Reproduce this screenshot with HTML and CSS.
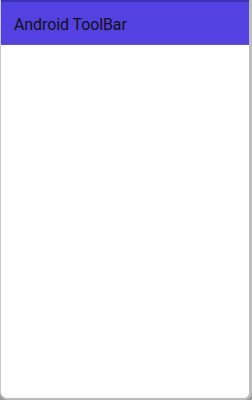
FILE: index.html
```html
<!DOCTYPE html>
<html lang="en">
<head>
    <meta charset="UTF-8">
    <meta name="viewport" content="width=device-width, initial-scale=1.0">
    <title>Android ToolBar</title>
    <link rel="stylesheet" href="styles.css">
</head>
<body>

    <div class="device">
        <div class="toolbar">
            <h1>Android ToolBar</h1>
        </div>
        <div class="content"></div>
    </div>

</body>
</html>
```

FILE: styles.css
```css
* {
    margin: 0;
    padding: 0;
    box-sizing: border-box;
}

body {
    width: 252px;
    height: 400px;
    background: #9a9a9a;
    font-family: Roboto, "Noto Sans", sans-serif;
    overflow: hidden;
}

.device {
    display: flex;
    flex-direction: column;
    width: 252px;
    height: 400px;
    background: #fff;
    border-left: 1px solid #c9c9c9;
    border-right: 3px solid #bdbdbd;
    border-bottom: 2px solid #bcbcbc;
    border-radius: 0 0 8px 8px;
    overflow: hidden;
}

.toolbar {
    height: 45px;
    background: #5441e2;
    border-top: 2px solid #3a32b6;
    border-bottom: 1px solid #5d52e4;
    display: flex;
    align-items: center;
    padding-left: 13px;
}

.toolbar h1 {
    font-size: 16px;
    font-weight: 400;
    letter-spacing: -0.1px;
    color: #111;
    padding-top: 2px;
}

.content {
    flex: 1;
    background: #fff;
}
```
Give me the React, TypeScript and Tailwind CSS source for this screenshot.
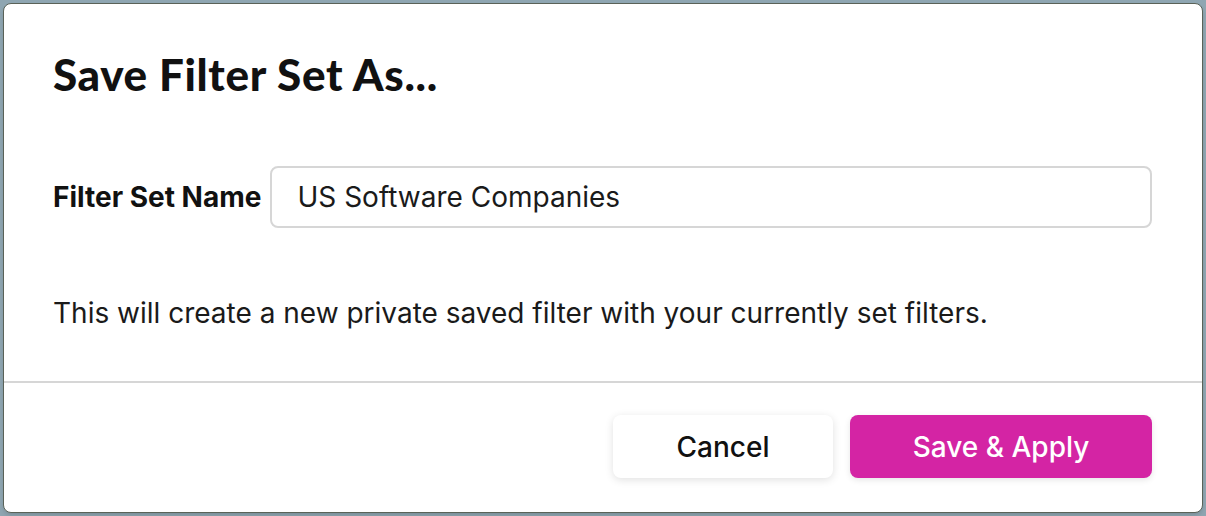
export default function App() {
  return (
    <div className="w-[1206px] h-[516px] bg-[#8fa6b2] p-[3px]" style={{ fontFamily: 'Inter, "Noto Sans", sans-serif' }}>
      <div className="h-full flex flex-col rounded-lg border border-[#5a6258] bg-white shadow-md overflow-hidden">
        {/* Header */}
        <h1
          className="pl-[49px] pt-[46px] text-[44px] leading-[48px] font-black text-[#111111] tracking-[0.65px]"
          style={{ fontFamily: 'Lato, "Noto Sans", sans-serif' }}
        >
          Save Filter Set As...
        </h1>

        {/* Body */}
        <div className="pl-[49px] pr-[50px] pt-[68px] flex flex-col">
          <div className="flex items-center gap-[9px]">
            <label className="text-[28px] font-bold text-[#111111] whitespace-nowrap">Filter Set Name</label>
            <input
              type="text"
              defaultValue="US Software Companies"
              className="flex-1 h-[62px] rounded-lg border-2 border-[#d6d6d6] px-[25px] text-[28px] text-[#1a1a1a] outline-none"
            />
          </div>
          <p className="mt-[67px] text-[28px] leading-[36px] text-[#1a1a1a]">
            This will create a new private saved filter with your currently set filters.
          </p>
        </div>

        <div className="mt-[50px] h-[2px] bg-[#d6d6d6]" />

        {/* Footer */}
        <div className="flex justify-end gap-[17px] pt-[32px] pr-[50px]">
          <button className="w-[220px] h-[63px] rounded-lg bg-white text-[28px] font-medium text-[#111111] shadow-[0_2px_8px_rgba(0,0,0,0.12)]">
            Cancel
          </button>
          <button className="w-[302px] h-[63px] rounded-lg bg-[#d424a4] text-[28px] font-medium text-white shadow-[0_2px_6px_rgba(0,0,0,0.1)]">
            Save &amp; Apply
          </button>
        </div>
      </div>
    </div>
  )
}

☆ ☆ ☆ ☆ ☆

◆ Given problem:
All of the material above is to be copied exactly, except for its images.

◆ Exercise response:
Reproduce this screenshot with HTML and CSS.
FILE: index.html
```html
<!DOCTYPE html>
<html lang="en">
<head>
    <meta charset="UTF-8">
    <meta name="viewport" content="width=device-width, initial-scale=1.0">
    <title>Android ToolBar</title>
    <link rel="stylesheet" href="styles.css">
</head>
<body>

    <div class="device">
        <div class="toolbar">
            <h1>Android ToolBar</h1>
        </div>
        <div class="content"></div>
    </div>

</body>
</html>
```

FILE: styles.css
```css
* {
    margin: 0;
    padding: 0;
    box-sizing: border-box;
}

body {
    width: 252px;
    height: 400px;
    background: #9a9a9a;
    font-family: Roboto, "Noto Sans", sans-serif;
    overflow: hidden;
}

.device {
    display: flex;
    flex-direction: column;
    width: 252px;
    height: 400px;
    background: #fff;
    border-left: 1px solid #c9c9c9;
    border-right: 3px solid #bdbdbd;
    border-bottom: 2px solid #bcbcbc;
    border-radius: 0 0 8px 8px;
    overflow: hidden;
}

.toolbar {
    height: 45px;
    background: #5441e2;
    border-top: 2px solid #3a32b6;
    border-bottom: 1px solid #5d52e4;
    display: flex;
    align-items: center;
    padding-left: 13px;
}

.toolbar h1 {
    font-size: 16px;
    font-weight: 400;
    letter-spacing: -0.1px;
    color: #111;
    padding-top: 2px;
}

.content {
    flex: 1;
    background: #fff;
}
```
Give me the React, TypeScript and Tailwind CSS source for this screenshot.
export default function App() {
  return (
    <div className="w-[1206px] h-[516px] bg-[#8fa6b2] p-[3px]" style={{ fontFamily: 'Inter, "Noto Sans", sans-serif' }}>
      <div className="h-full flex flex-col rounded-lg border border-[#5a6258] bg-white shadow-md overflow-hidden">
        {/* Header */}
        <h1
          className="pl-[49px] pt-[46px] text-[44px] leading-[48px] font-black text-[#111111] tracking-[0.65px]"
          style={{ fontFamily: 'Lato, "Noto Sans", sans-serif' }}
        >
          Save Filter Set As...
        </h1>

        {/* Body */}
        <div className="pl-[49px] pr-[50px] pt-[68px] flex flex-col">
          <div className="flex items-center gap-[9px]">
            <label className="text-[28px] font-bold text-[#111111] whitespace-nowrap">Filter Set Name</label>
            <input
              type="text"
              defaultValue="US Software Companies"
              className="flex-1 h-[62px] rounded-lg border-2 border-[#d6d6d6] px-[25px] text-[28px] text-[#1a1a1a] outline-none"
            />
          </div>
          <p className="mt-[67px] text-[28px] leading-[36px] text-[#1a1a1a]">
            This will create a new private saved filter with your currently set filters.
          </p>
        </div>

        <div className="mt-[50px] h-[2px] bg-[#d6d6d6]" />

        {/* Footer */}
        <div className="flex justify-end gap-[17px] pt-[32px] pr-[50px]">
          <button className="w-[220px] h-[63px] rounded-lg bg-white text-[28px] font-medium text-[#111111] shadow-[0_2px_8px_rgba(0,0,0,0.12)]">
            Cancel
          </button>
          <button className="w-[302px] h-[63px] rounded-lg bg-[#d424a4] text-[28px] font-medium text-white shadow-[0_2px_6px_rgba(0,0,0,0.1)]">
            Save &amp; Apply
          </button>
        </div>
      </div>
    </div>
  )
}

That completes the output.